The Conscientious Consumer
It’s obvious to me and the people around me that this little experiment has changed a lot about how I am and think. I have become so much more aware of the things around me and in my life. Not only when it come to clothes, but all things that surround me. And the great thing is that I can also feel the awareness being growing out there and that the discussions have started.
As a result of my project I decided in my BA thesis to take a closer look at the consumerism in fashion – and how the consumer can be or is able to make a difference.
To give you a little insight, I wanted to post two parts from it, the abstract and my conclusion, since the thesis in itself is around 20 pages.

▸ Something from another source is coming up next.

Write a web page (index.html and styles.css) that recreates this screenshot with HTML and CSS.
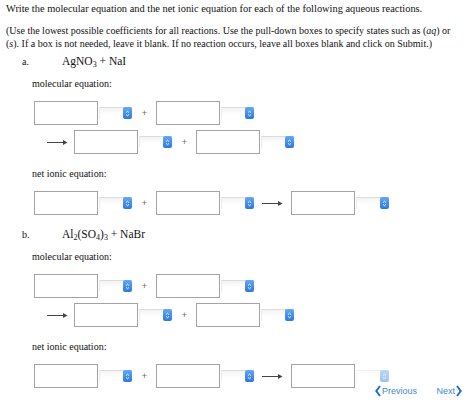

The whole journey of writing and researching for this thesis was very inspiring, eye opening and so interesting to me. And since I have been floating around in all of these thoughts now for a long time it was a good thing to be able to pinpoint these things down and take a closer look.
Without consumerism there would be no fashion industry. But with increasing awareness about the environmental issues that we are facing, buying to satisfy our longings isn’t as relevant as it once was. The consumer needs to start taking responsibility and stop hiding behind the statement that big companies are the ones doing all the harm.
With conscientious decision-making and relevant information seeking, the consumer can make a difference: voting with their dollars. There are many different ways of being a conscientious consumer, and the reasons and focuses differ from person to person. You might care for the environment or the welfare of animals. You might want to fight for human rights and buy only Fairtrade or take a more drastic change and start living a zero-waste lifestyle. Maybe you make the switch to a minimalistic lifestyle and follow the slow fashion movement. And some might even try to do it all. That said there are countless different approaches to being and becoming a conscientious consumer, but the place to begin is to start taking responsibility and stepping back to see the bigger picture. Fast fashion being one of the biggest issues, being unsustainable in almost every aspect, as consumers we need to set pressure on brands, demanding more ethical and sustainable products for what ever reason one might find conscientious.
Consider this: all the ants on the planet, taken together, have a biomass greater than that of humans. Ants have been incredibly industrious for millions of years. Yet their productiveness nourishes plants, animals, and soil. Human industry has been in full swing for little over a century, yet it has brought about a decline in almost every ecosystem on the planet. Nature doesn’t have a design problem. People do.